While today's Playbook did not mention any direct purchases or operational updates, the crypto industry remains optimistic.
As one policy advisor put it, "They've already laid the foundation. We're just waiting for them to build the house." According to a reporter present at the event, the Treasury Secretary emphasized the growing role of digital assets in global finance and outlined the administration's commitment to regulatory modernization.
A key theme from his speech was the need to "reinforce dollar dominance through stablecoins and modernize banking regulations for digital assets."
His comments reflect the administration's broader strategy, as outlined in the newly released U.S. Crypto Playbook, to position the United States as a global leader in blockchain innovation while safeguarding national financial stability.
The event drew senior policymakers, industry leaders, and regulatory officials, many of whom welcomed the remarks as a turning point in the federal government's tone toward crypto. This affirmation of support marks a pivotal moment, suggesting that Washington sees the maturation of Bitcoin and stablecoins not as a threat to the dollar but as a tool to strengthen its role in a rapidly digitizing global economy.
Related: Exploring Bitcoin As a Retirement Investment Avenue
Why America needs a Bitcoin reserve
At a time of rising geopolitical friction, debt uncertainty and de-dollarization efforts by global rivals, a Bitcoin strategic reserve offers the U.S. several vital advantages. Just as gold once anchored the monetary system, Bitcoin now serves as a decentralized, censorship-resistant store of value. A sovereign reserve positions the U.S. to weather inflation, monetary dilution and foreign central bank diversification.
Nations like China and Russia have been quietly offloading U.S. Treasuries and accumulating gold. If a currency crisis or dollar liquidity shock ever emerged, a Bitcoin buffer could serve as a geopolitical hedge with instant global liquidity.

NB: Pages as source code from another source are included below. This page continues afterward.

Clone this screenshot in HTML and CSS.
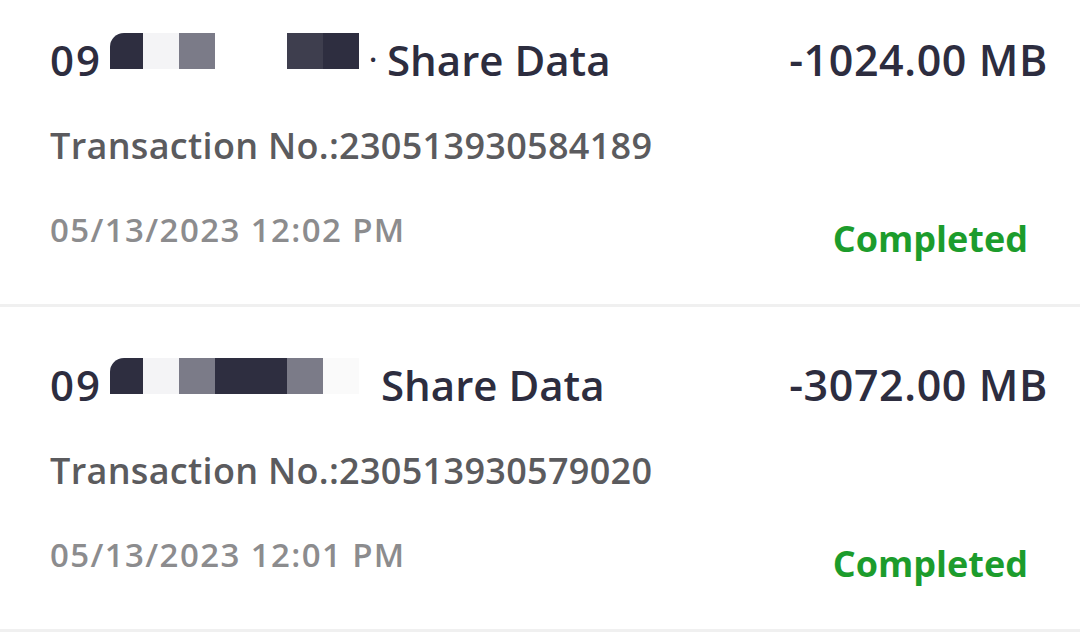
FILE: index.html
```html
<!DOCTYPE html>
<html>
<head>
<meta charset="utf-8">
<link rel="stylesheet" href="styles.css">
</head>
<body>
<div class="list">
  <div class="row">
    <div class="left">
      <div class="title"><span class="num">09</span><span class="mask"><span class="px c-dark"></span><span class="px c-light"></span><span class="px c-gray"></span><span class="px c-none"></span><span class="px c-none"></span><span class="px c-dark2"></span><span class="px c-dark"></span></span><span class="dot">·</span><span class="label">Share Data</span></div>
      <div class="txn">Transaction No.:230513930584189</div>
      <div class="date">05/13/2023 12:02 PM</div>
    </div>
    <div class="right">
      <div class="amount">-1024.00 MB</div>
      <div class="status">Completed</div>
    </div>
  </div>
  <div class="row">
    <div class="left">
      <div class="title"><span class="num">09</span><span class="mask"><span class="px c-dark"></span><span class="px c-light"></span><span class="px c-gray"></span><span class="px c-dark"></span><span class="px c-dark"></span><span class="px c-gray"></span><span class="px c-faint"></span></span><span class="gap"></span><span class="label">Share Data</span></div>
      <div class="txn">Transaction No.:230513930579020</div>
      <div class="date">05/13/2023 12:01 PM</div>
    </div>
    <div class="right">
      <div class="amount">-3072.00 MB</div>
      <div class="status">Completed</div>
    </div>
  </div>
</div>
</body>
</html>
```
FILE: styles.css
```css
html, body {
  margin: 0;
  padding: 0;
  background: #ffffff;
}
body {
  font-family: "Open Sans", "Noto Sans", sans-serif;
  width: 1080px;
  height: 642px;
  overflow: hidden;
}
.list {
  margin-top: -18px;
}
.row {
  display: flex;
  justify-content: space-between;
  height: 322px;
  padding: 0 32px 0 50px;
  border-bottom: 3px solid #f0f0f0;
  box-sizing: content-box;
}
.left {
  display: flex;
  flex-direction: column;
}
.title {
  display: flex;
  align-items: center;
  margin-top: 56px;
  height: 44px;
  font-size: 42px;
  font-weight: 600;
  color: #2d2d3f;
  line-height: 44px;
}
.num {
  letter-spacing: 2px;
}
.mask {
  display: flex;
  align-self: flex-start;
  height: 36px;
  margin-top: -5px;
  margin-left: 8px;
}
.px {
  width: 36px;
  height: 36px;
}
.px:first-child {
  width: 33px;
  border-radius: 14px 0 0 0;
}
.c-dark { background: #2e2e40; }
.c-dark2 { background: #3e3e4e; }
.c-light { background: #f4f4f6; }
.c-gray { background: #7b7b88; }
.c-none { background: transparent; }
.c-faint { background: #fafafa; }
.dot {
  width: 28px;
  text-align: center;
  font-size: 30px;
}
.gap {
  width: 22px;
}
.txn {
  margin-top: 44px;
  font-size: 36px;
  line-height: 40px;
  font-weight: 600;
  letter-spacing: 0.3px;
  color: #5b5b5e;
}
.date {
  margin-top: 44px;
  font-size: 33px;
  line-height: 40px;
  font-weight: 600;
  letter-spacing: 1.4px;
  color: #8c8c8e;
}
.right {
  display: flex;
  flex-direction: column;
  align-items: flex-end;
}
.amount {
  margin-top: 56px;
  height: 44px;
  line-height: 44px;
  font-size: 43px;
  font-weight: 600;
  letter-spacing: 0.6px;
  color: #2d2d3f;
}
.status {
  margin-top: 137px;
  margin-right: 20px;
  font-size: 36px;
  line-height: 40px;
  font-weight: 700;
  color: #1c9c2c;
}
```
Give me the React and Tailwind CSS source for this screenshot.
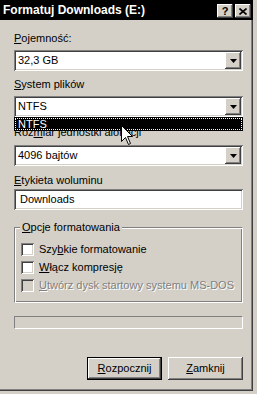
import React from "react";

const raised =
  "shadow-[inset_-1px_-1px_#404040,inset_1px_1px_#ffffff,inset_-2px_-2px_#808080,inset_2px_2px_#d4d0c8]";
const sunken =
  "shadow-[inset_1px_1px_#808080,inset_-1px_-1px_#ffffff,inset_2px_2px_#404040,inset_-2px_-2px_#d4d0c8]";

function Arrow() {
  return (
    <div className={`w-[16px] h-[17px] bg-[#d4d0c8] ${raised} flex items-center justify-center`}>
      <svg width="7" height="4" viewBox="0 0 7 4" className="block">
        <polygon points="0,0 7,0 3.5,4" fill="#000" />
      </svg>
    </div>
  );
}

function Combo({ value }) {
  return (
    <div className={`w-[229px] h-[21px] bg-white ${sunken} flex items-center p-[2px]`}>
      <div className="flex-1 pl-[2px] leading-[13px] text-black">{value}</div>
      <Arrow />
    </div>
  );
}

function Label({ children, className = "" }) {
  return <div className={`h-[13px] leading-[13px] text-black ${className}`}>{children}</div>;
}

function Check({ children, disabled }) {
  return (
    <div className="flex items-center h-[13px]">
      <div className={`w-[13px] h-[13px] ${disabled ? "bg-[#d4d0c8]" : "bg-white"} ${sunken}`} />
      <div
        className={`ml-[5px] leading-[13px] ${
          disabled ? "text-[#808080] [text-shadow:1px_1px_0_#ffffff]" : "text-black"
        }`}
      >
        {children}
      </div>
    </div>
  );
}

export default function App() {
  return (
    <div
      className="w-[257px] h-[394px] bg-[#d4d0c8] relative overflow-hidden text-[11px]"
      style={{ fontFamily: "Tahoma, 'Liberation Sans', Arial, sans-serif" }}
    >
      <div className="w-[253px] h-[391px] bg-[#d4d0c8] shadow-[inset_-1px_-1px_#404040,inset_-2px_-2px_#808080] flex flex-col">
        {/* Title bar */}
        <div className="h-[20px] bg-black flex items-start pl-[3px] pr-[2px] pt-[4px]">
          <div className="flex-1 text-white font-bold text-[12px] leading-[13px] tracking-[0px]">
            Formatuj Downloads (E:)
          </div>
          <div className="flex gap-[2px]">
            <div className={`w-[16px] h-[14px] bg-[#d4d0c8] ${raised} flex items-center justify-center text-black font-bold text-[11px] leading-none`}>
              ?
            </div>
            <div className={`w-[16px] h-[14px] bg-[#d4d0c8] ${raised} flex items-center justify-center`}>
              <svg width="8" height="7" viewBox="0 0 8 7" className="block">
                <path d="M0.5 0.5 L7.5 6.5 M7.5 0.5 L0.5 6.5" stroke="#000" strokeWidth="1.6" />
              </svg>
            </div>
          </div>
        </div>

        {/* Body */}
        <div className="pl-[14px] flex flex-col">
          <Label className="mt-[12px]">
            <u>P</u>ojemność:
          </Label>
          <div className="mt-[5px]">
            <Combo value="32,3 GB" />
          </div>
          <Label className="mt-[7px]">
            <u>S</u>ystem plików
          </Label>
          <div className="mt-[5px]">
            <Combo value="NTFS" />
          </div>
          <Label className="mt-[9px]">
            Roz<u>m</u>iar jednostki alokacji
          </Label>
          <div className="mt-[6px]">
            <Combo value="4096 bajtów" />
          </div>
          <Label className="mt-[8px]">
            <u>E</u>tykieta woluminu
          </Label>
          <div className="mt-[2px]">
            <div className={`w-[229px] h-[21px] bg-white ${sunken} flex items-center px-[6px]`}>
              <span className="leading-[13px] text-black">Downloads</span>
            </div>
          </div>

          {/* Group box */}
          <div className="mt-[11px] w-[229px] relative">
            <div className="h-[76px] mt-[6px] border border-t-[#808080] border-l-[#808080] border-r-[#ffffff] border-b-[#ffffff] shadow-[inset_1px_1px_#ffffff,inset_-1px_-1px_#808080] flex flex-col pl-[6px] pt-[15px] gap-[5px]">
              <Check>
                Szy<u>b</u>kie formatowanie
              </Check>
              <Check>
                <u>W</u>łącz kompresję
              </Check>
              <Check disabled>
                <u>U</u>twórz dysk startowy systemu MS-DOS
              </Check>
            </div>
            <div className="absolute left-[6px] top-0 bg-[#d4d0c8] px-[2px] h-[13px] leading-[13px] text-black">
              <u>O</u>pcje formatowania
            </div>
          </div>

          {/* Progress */}
          <div className="mt-[13px] w-[229px] h-[13px] border border-t-[#808080] border-l-[#808080] border-r-[#ffffff] border-b-[#ffffff]" />

          {/* Buttons */}
          <div className="mt-[28px] w-[229px] flex justify-end gap-[6px]">
            <div className="w-[75px] h-[23px] border border-black">
              <div className={`w-full h-full ${raised} flex items-center justify-center text-black leading-[13px]`}>
                <span>
                  <u>R</u>ozpocznij
                </span>
              </div>
            </div>
            <div className={`w-[75px] h-[23px] ${raised} flex items-center justify-center text-black leading-[13px]`}>
              <span>
                <u>Z</u>amknij
              </span>
            </div>
          </div>
        </div>
      </div>

      {/* Dropdown list overlay */}
      <div className="absolute left-[14px] top-[117px] w-[229px] h-[14px] bg-black p-[1px]">
        <div className="w-full h-full border border-dotted border-white flex items-center pl-[2px]">
          <span className="text-white leading-[11px]">NTFS</span>
        </div>
      </div>

      {/* Mouse cursor */}
      <svg
        className="absolute left-[121px] top-[125px]"
        width="13"
        height="21"
        viewBox="0 0 13 21"
      >
        <polygon
          points="0.5,0.5 0.5,16.5 4.5,12.5 7.5,19.5 9.5,18.5 6.5,11.5 11.5,11.5"
          fill="#ffffff"
          stroke="#000000"
          strokeWidth="1"
        />
      </svg>
    </div>
  );
}
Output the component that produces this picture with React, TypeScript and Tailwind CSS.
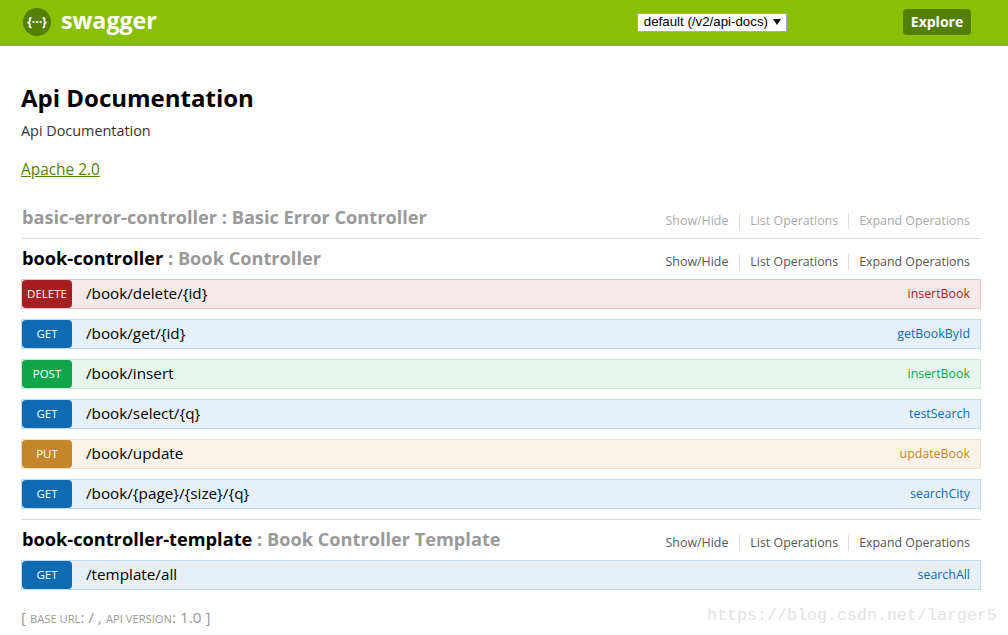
import React from 'react';

type Method = 'GET' | 'POST' | 'PUT' | 'DELETE';

interface Op {
  method: Method;
  path: string;
  name: string;
}

const styles: Record<Method, { row: string; badge: string; name: string }> = {
  GET: { row: 'bg-[#e7f0f7] border-[#c3d9ec]', badge: 'bg-[#0f6ab4]', name: 'text-[#0f6ab4]' },
  POST: { row: 'bg-[#e7f6ec] border-[#c3e8d1]', badge: 'bg-[#10a54a]', name: 'text-[#10a54a]' },
  PUT: { row: 'bg-[#f9f2e9] border-[#f0e0ca]', badge: 'bg-[#c5862b]', name: 'text-[#c5862b]' },
  DELETE: { row: 'bg-[#f5e8e8] border-[#e8c6c7]', badge: 'bg-[#a41e22]', name: 'text-[#a41e22]' },
};

const bookOps: Op[] = [
  { method: 'DELETE', path: '/book/delete/{id}', name: 'insertBook' },
  { method: 'GET', path: '/book/get/{id}', name: 'getBookById' },
  { method: 'POST', path: '/book/insert', name: 'insertBook' },
  { method: 'GET', path: '/book/select/{q}', name: 'testSearch' },
  { method: 'PUT', path: '/book/update', name: 'updateBook' },
  { method: 'GET', path: '/book/{page}/{size}/{q}', name: 'searchCity' },
];

const templateOps: Op[] = [{ method: 'GET', path: '/template/all', name: 'searchAll' }];

const Logo = () => (
  <div className="ml-px w-[28px] h-[28px] rounded-full bg-[#547f00] flex items-center justify-center text-white text-[12px] font-bold leading-none">
    {'{···}'}
  </div>
);

const OpRow = ({ op }: { op: Op }) => {
  const s = styles[op.method];
  return (
    <div className={`h-[30px] flex items-center border pr-[10px] ${s.row}`}>
      <div className={`w-[50px] h-[28px] rounded-sm flex items-center justify-center text-white text-[11.5px] font-medium ${s.badge}`}>
        {op.method}
      </div>
      <div className="ml-[14px] pb-[2px] text-[15.25px] text-black">{op.path}</div>
      <div className={`ml-auto text-[12.4px] ${s.name}`}>{op.name}</div>
    </div>
  );
};

const Section = ({
  name,
  title,
  faded,
  border,
  ops,
}: {
  name: string;
  title: string;
  faded?: boolean;
  border?: boolean;
  ops?: Op[];
}) => (
  <div className={border ? 'border-b border-[#ddd]' : ''}>
    <div className="h-[40px] pl-px flex items-center justify-between">
      <div className="text-[18.2px] font-bold whitespace-nowrap text-[#999]">
        <span className={faded ? '' : 'text-black'}>{name}</span> : {title}
      </div>
      <div className={`flex items-center text-[12.4px] pr-[11px] pt-[6px] ${faded ? 'text-[#aaa]' : 'text-[#555]'}`}>
        <span className="pr-[11px] border-r border-[#ddd] leading-[16px]">Show/Hide</span>
        <span className="px-[10px] border-r border-[#ddd] leading-[16px]">List Operations</span>
        <span className="pl-[10px] leading-[16px]">Expand Operations</span>
      </div>
    </div>
    {ops && (
      <div className="flex flex-col gap-[10px]">
        {ops.map((op, i) => (
          <OpRow key={i} op={op} />
        ))}
      </div>
    )}
  </div>
);

export default function App() {
  return (
    <div className="relative w-[1008px] h-[635px] overflow-hidden bg-white font-['Open_Sans',sans-serif]">
      <header className="h-[46px] bg-[#89bf04] flex items-center pb-[2px] pl-[22px] pr-[37px]">
        <Logo />
        <span className="ml-[10px] pb-[2px] text-[23.2px] font-bold text-white leading-none">swagger</span>
        <div className="relative ml-[480px] w-[150px] h-[19px] bg-white border border-[#aaa] flex items-center pl-[6px] text-[13.3px] text-black font-['Liberation_Sans',sans-serif]">
          default (/v2/api-docs)
          <svg className="absolute right-[5px] top-[4px]" width="8" height="8" viewBox="0 0 8 8">
            <path d="M0 1h8L4 7z" fill="#111" />
          </svg>
        </div>
        <button className="ml-auto w-[68px] h-[26px] pb-[2px] rounded bg-[#547f00] text-white text-[14px] font-bold">Explore</button>
      </header>

      <main className="px-[21px] w-[981px] box-content">
        <div className="w-[960px]">
          <h1 className="pt-[35px] text-[24px] leading-[34px] font-bold text-black">Api Documentation</h1>
          <p className="mt-[6px] text-[14.4px] leading-[19px] text-[#333]">Api Documentation</p>
          <a className="block mt-[19px] text-[15.4px] leading-[22px] text-[#547f00] underline" href="#">
            Apache 2.0
          </a>

          <div className="mt-[17px]">
            <Section name="basic-error-controller" title="Basic Error Controller" faded border />
            <Section name="book-controller" title="Book Controller" ops={bookOps} />
            <div className="mt-[10px] border-t border-[#ddd]">
              <Section name="book-controller-template" title="Book Controller Template" ops={templateOps} />
            </div>
          </div>

          <div className="mt-[17px] text-[#999] text-[15.3px] leading-[20px]">
            [ <span className="text-[11.2px] uppercase">base url</span>: / ,{' '}
            <span className="text-[11.2px] uppercase">api version</span>: 1.0 ]
          </div>
        </div>
      </main>

      <div className="absolute left-[707px] top-[605px] text-[16.67px] leading-[22px] whitespace-nowrap text-[#e2e2e2] font-['Liberation_Mono',monospace]">
        https://blog.csdn.net/larger5
      </div>
    </div>
  );
}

America's dominance in technology is already being challenged by decentralized finance and token-based commerce. A strategic reserve signals leadership in digital capital formation, making the U.S. more attractive for Web3 entrepreneurs and fintech investment.
While U.S. sanctions have long used the dollar as a weapon, adversaries are actively seeking alternatives. A Bitcoin reserve gives the U.S. a tool of resilience, rather than dependence on legacy systems vulnerable to fragmentation.
By leveraging forfeited BTC from criminal seizures, the reserve grows without costing taxpayers a cent — a rare bipartisan win with massive asymmetric upside. In short, a Bitcoin reserve isn't about speculative gain. It's about future-proofing national strength.
Related: A Bitcoin Hot Girl Summer — Will Bitcoin's Success Continue?
Skepticism — and strategy — remain
Of course, not everyone is on board. Economists have voiced concern that Bitcoin's volatility makes it an unstable strategic asset. A recent University of Chicago poll found that over 70% of economists do not believe such a reserve would reduce national economic risk. Global reaction has also been cautious. European and Asian officials have warned that a U.S. crypto reserve could destabilize existing foreign exchange reserves and provoke retaliatory monetary policies.
And then there are the technical and ethical questions: Who controls the keys? Can sovereign actors manipulate Bitcoin? Should the reserve be disclosed in real time? The answers remain murky.
What happens next
Under the March order, agencies have until late September to deliver implementation frameworks to the Treasury. Legislative allies in Congress have already floated the BITCOIN Act, which would authorize a broader reserve and explore alternative funding strategies, potentially including gold-for-BTC swaps.
Until then, the Strategic Bitcoin Reserve will remain more symbol than substance. But for crypto advocates, that symbol is growing heavier by the day.